* begin *

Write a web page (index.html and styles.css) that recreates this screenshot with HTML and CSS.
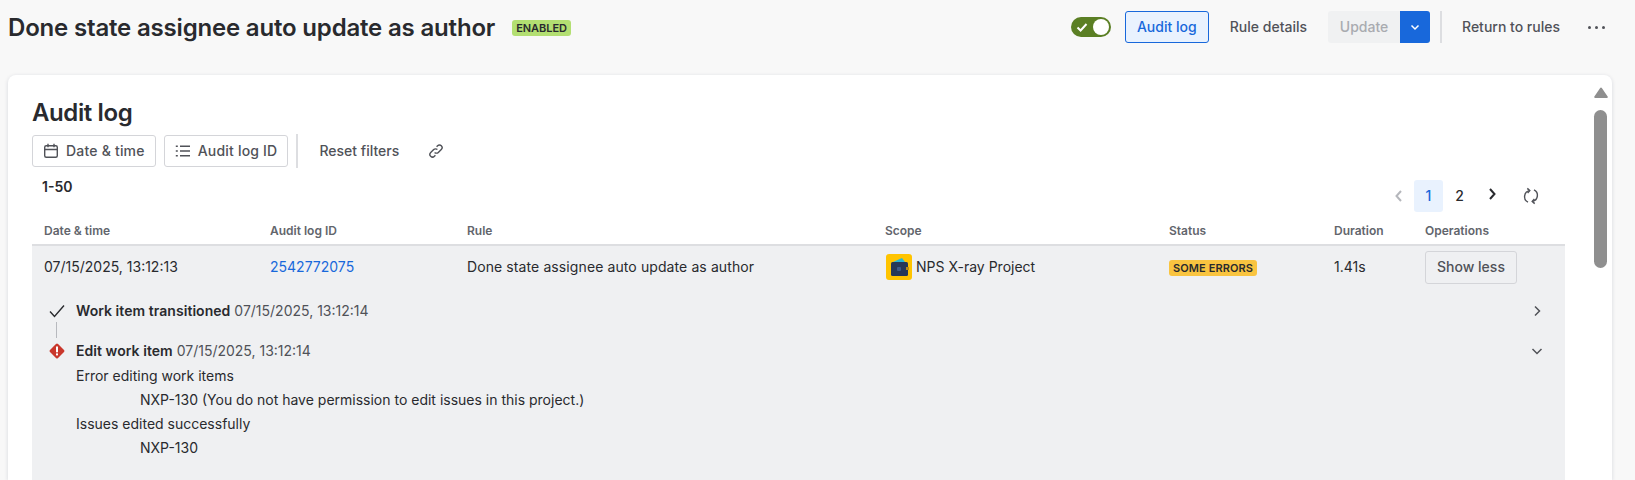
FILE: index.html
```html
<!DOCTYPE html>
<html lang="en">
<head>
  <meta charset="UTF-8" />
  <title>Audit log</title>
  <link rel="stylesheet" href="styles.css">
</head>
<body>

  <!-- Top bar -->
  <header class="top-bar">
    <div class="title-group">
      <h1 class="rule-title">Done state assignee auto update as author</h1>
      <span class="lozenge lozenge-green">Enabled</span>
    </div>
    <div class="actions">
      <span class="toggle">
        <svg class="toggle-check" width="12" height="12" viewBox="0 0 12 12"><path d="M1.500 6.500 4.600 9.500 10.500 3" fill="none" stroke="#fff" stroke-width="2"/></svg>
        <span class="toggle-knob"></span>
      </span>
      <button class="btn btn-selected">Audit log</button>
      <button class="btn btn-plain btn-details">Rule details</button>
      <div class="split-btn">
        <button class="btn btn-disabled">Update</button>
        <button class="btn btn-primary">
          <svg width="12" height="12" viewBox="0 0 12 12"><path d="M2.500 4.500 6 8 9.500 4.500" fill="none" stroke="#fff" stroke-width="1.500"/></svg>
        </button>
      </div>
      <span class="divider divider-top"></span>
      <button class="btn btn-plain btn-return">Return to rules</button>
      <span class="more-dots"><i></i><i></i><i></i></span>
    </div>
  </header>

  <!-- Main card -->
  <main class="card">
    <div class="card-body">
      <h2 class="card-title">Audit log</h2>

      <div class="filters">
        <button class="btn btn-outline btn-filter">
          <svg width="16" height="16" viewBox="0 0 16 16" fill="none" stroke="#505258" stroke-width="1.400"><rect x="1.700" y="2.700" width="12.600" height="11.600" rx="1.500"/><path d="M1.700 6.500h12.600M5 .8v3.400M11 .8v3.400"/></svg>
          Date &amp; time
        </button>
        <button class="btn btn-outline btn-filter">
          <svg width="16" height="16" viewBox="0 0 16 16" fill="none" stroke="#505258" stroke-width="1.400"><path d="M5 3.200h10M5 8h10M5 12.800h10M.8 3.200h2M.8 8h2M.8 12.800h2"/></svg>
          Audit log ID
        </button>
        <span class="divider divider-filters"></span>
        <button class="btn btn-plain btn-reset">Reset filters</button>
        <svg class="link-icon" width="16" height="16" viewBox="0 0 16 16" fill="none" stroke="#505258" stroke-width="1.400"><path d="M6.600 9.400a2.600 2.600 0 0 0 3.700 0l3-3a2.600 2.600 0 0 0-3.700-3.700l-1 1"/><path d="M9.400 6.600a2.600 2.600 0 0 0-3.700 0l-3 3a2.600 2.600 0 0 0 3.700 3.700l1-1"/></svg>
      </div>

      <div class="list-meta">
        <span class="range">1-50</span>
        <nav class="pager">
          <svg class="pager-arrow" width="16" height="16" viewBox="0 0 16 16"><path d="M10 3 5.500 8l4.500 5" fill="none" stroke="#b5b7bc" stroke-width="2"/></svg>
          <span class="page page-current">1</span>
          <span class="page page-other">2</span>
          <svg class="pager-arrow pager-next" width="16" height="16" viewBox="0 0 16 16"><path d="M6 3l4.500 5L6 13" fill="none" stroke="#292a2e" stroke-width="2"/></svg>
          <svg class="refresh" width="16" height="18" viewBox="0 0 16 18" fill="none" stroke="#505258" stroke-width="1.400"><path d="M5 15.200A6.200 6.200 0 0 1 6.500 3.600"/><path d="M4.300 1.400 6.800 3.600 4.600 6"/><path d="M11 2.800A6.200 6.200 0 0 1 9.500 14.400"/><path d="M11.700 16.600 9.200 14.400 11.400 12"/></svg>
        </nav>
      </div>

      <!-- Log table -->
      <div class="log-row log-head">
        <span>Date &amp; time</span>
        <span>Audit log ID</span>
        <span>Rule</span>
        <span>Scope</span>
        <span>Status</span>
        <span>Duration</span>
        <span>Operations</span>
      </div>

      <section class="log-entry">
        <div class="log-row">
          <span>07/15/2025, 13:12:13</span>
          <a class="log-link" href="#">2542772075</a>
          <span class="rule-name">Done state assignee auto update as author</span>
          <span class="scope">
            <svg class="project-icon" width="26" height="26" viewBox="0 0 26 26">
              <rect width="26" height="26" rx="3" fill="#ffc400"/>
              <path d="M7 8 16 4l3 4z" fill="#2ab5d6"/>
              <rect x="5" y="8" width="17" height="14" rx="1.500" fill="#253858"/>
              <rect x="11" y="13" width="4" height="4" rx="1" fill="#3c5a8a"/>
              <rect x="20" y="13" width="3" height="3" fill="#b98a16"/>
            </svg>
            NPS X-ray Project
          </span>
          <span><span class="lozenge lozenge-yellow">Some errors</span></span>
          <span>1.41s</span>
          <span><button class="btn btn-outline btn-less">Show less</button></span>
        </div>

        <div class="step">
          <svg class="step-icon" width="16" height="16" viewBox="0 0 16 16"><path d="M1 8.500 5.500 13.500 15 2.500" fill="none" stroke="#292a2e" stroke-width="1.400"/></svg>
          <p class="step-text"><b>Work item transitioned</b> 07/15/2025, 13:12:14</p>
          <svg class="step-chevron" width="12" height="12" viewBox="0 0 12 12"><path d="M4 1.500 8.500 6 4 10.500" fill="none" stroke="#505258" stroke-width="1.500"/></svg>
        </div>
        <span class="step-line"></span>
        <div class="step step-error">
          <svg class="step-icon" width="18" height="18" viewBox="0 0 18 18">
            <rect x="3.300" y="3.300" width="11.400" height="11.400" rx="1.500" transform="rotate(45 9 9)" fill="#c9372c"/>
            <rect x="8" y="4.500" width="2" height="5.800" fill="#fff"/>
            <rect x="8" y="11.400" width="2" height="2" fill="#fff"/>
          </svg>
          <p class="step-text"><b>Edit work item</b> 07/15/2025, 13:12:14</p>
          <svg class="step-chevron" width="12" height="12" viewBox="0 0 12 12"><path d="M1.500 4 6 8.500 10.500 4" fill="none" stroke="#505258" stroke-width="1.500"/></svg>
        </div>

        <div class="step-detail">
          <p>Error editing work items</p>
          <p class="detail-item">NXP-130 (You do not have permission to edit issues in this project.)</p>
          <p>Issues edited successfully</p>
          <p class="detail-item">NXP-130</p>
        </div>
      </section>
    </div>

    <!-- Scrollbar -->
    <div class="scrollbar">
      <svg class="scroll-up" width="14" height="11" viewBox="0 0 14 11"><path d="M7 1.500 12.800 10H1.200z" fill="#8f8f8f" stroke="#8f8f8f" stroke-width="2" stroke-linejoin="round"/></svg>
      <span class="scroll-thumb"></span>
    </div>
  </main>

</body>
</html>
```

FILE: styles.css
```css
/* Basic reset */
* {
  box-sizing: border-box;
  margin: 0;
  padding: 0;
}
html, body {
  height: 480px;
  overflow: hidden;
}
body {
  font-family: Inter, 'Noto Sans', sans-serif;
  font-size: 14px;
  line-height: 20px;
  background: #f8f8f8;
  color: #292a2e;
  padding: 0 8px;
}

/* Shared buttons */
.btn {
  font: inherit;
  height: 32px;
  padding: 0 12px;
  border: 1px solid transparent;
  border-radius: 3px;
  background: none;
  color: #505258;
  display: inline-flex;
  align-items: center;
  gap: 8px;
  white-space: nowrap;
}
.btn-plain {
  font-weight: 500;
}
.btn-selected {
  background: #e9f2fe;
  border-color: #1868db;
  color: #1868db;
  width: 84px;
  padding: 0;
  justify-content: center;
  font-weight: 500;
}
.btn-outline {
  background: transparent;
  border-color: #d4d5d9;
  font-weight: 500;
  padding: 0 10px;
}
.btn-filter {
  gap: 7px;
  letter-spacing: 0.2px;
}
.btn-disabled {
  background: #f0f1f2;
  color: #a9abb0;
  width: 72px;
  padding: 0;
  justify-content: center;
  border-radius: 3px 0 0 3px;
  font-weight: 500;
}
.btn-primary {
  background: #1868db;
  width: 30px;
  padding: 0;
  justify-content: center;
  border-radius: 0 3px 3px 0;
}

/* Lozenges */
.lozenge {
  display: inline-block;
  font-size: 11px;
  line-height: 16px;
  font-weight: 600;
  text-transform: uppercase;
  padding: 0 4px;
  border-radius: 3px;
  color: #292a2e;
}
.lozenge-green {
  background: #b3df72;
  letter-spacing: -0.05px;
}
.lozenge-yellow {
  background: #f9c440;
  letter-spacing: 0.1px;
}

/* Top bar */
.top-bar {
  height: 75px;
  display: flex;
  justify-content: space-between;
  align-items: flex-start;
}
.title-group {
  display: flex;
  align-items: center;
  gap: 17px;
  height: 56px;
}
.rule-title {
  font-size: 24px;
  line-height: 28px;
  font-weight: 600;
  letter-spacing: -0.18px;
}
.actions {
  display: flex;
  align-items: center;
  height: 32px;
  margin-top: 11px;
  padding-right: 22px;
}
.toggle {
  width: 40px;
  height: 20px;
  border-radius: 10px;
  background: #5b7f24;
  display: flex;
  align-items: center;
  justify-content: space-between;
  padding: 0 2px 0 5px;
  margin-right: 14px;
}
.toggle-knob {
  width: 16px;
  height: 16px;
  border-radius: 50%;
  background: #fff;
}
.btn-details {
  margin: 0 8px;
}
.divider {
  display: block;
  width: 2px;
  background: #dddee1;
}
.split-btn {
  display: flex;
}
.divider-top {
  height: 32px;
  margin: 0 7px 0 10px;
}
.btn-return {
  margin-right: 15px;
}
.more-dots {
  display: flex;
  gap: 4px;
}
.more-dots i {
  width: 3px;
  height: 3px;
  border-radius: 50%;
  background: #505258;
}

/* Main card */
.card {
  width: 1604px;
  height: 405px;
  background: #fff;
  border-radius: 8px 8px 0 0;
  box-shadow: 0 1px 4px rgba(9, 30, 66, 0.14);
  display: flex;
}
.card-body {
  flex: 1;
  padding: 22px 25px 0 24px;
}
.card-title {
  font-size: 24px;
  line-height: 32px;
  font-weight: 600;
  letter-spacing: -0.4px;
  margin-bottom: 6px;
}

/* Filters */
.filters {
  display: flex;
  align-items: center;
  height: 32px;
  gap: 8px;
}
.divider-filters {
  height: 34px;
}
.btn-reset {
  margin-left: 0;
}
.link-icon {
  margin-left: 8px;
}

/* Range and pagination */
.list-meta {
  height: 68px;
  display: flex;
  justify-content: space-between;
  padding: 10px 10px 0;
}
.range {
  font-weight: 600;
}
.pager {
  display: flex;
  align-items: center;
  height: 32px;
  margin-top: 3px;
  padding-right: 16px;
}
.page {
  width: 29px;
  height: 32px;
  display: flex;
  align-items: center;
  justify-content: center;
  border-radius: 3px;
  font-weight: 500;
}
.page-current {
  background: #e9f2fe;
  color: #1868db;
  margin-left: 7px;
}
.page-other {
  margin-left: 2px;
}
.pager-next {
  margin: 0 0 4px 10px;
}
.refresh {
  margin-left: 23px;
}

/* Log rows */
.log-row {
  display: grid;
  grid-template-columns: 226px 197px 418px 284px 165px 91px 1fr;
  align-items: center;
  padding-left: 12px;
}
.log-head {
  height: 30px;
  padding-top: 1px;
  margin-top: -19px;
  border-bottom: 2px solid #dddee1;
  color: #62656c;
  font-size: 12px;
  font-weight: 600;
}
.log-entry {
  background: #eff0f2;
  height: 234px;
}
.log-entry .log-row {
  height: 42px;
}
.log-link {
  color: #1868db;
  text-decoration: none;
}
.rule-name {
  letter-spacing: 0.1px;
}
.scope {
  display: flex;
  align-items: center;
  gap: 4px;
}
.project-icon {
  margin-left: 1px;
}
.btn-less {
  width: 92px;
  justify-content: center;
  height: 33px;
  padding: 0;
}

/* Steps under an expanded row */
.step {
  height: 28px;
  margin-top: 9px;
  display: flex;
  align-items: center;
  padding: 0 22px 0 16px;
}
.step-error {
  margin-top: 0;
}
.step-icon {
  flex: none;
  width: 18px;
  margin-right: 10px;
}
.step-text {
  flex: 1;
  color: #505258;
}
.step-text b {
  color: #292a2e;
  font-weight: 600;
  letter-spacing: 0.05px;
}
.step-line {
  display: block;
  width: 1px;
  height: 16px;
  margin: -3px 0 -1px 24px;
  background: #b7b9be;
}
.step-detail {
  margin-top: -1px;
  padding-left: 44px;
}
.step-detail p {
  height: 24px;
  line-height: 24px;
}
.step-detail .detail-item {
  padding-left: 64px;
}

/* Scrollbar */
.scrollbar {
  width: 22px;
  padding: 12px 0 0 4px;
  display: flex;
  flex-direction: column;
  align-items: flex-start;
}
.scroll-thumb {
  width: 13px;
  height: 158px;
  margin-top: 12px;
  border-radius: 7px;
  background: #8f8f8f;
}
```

* end *
* begin *

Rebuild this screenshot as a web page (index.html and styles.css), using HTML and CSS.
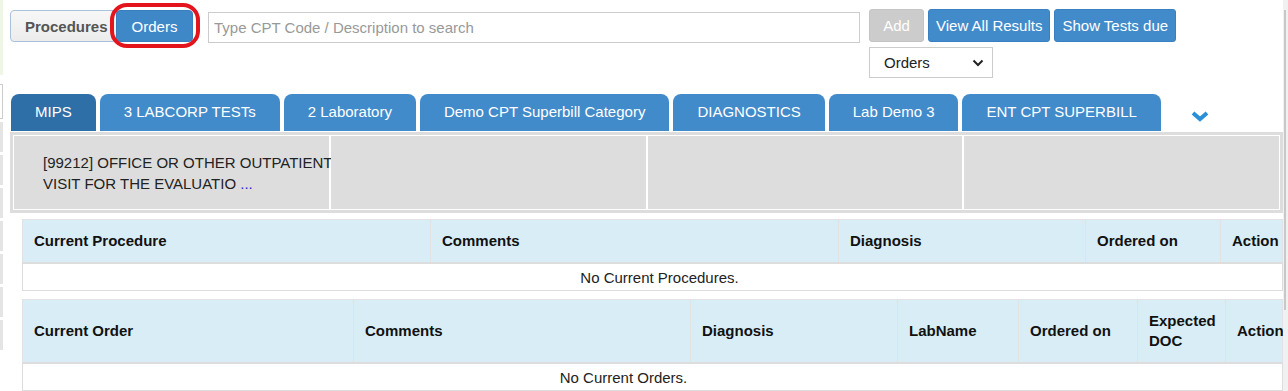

* end *

DIRECTIONS:
Pick out the lines containing the word "screenshot" and show them.

RESULT OF THE EXERCISE:
Write a web page (index.html and styles.css) that recreates this screenshot with HTML and CSS.
Rebuild this screenshot as a web page (index.html and styles.css), using HTML and CSS.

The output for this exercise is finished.